On 4/5/2012 11:56 AM, Evgenii Rudnyi wrote:
On 05.04.2012 20:39 David Nyman said the following:
On 5 April 2012 17:37, Evgenii Rudnyi<use...@rudnyi.ru> wrote:
(a) It is impossible to make a philosophical zombie as consciousness
is just a side-effect of intelligent behaviour;
(b) It is possible to make a philosophical zombie but the mechanism
for intelligent behaviour that nature chanced upon has the side-effect
Though (b) is possible I don't think it's plausible.
Jeffrey Gray considers consciousness from a viewpoint of empirical studies.
Philosophical zombies so far exist only in the minds of crazy philosophers,
so I am not sure if this is relevant.
I've always thought that the parable of the philosophical zombie was
nothing more than a way of dramatising the fact that fundamental
physical theory explicitly abjures any appeal to consciousness in
pursuit of its explanatory goals.
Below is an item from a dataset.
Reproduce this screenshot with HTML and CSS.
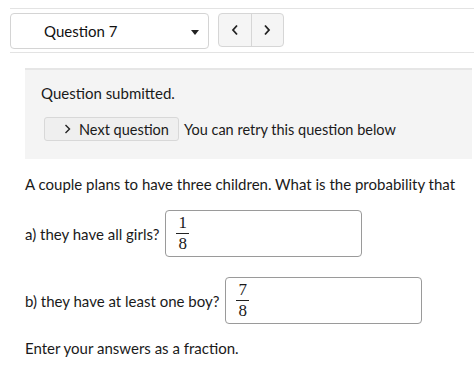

All such theories are built on the
assumption (which I for one am in no position to dispute) that a
complete physical account of human behaviour could be completed
without reference to any putative conscious states
The zombie metaphor isn't intended as a challenge to how things
actually are, but rather to pump our intuition of explanatory gaps in
our theories of how things are. Hence, in the case that either option
a) or b) were true, it would still seem unsatisfactory that that
neither conclusion is forced by any existing physical theory, given
the unavoidable observational truth of consciousness.
In this sense, his conclusion is in agreement with philosophers. In his book, Jeffery
Gray shows that "consciousness display" cannot be explained by the current science.
According to him, a new science is required.
Yet, this does not change his hypothesis about why "consciousness display" could be
advantageous for evolution. We do not know what it is, but if is there, it certainly can
help to organize servomechanisms in the body.
But 'conscious display' is just putting another name on what he purports to explain.
Unless Gray can point to specific brain structures and processes and explain why those
structures and processes make consciousness and others don't, he has done nothing to put
new words on "consciousness". Science needs *operational* definitions. Conversely, if he
can specify the structures and processes then we can instantiate those in a robot and see
if the robot acts as if it were conscious. I think that will be the experimental test of
a theory of consciousness. If we can manipulate consciousness by physical/chemical
manipulation of the brain that will be evidence we know what consciousness is. Notice
that in the physical science we don't go around saying, "Yes, I know how gravity works and
I can predict its effects and write equations for it, but what IS it?"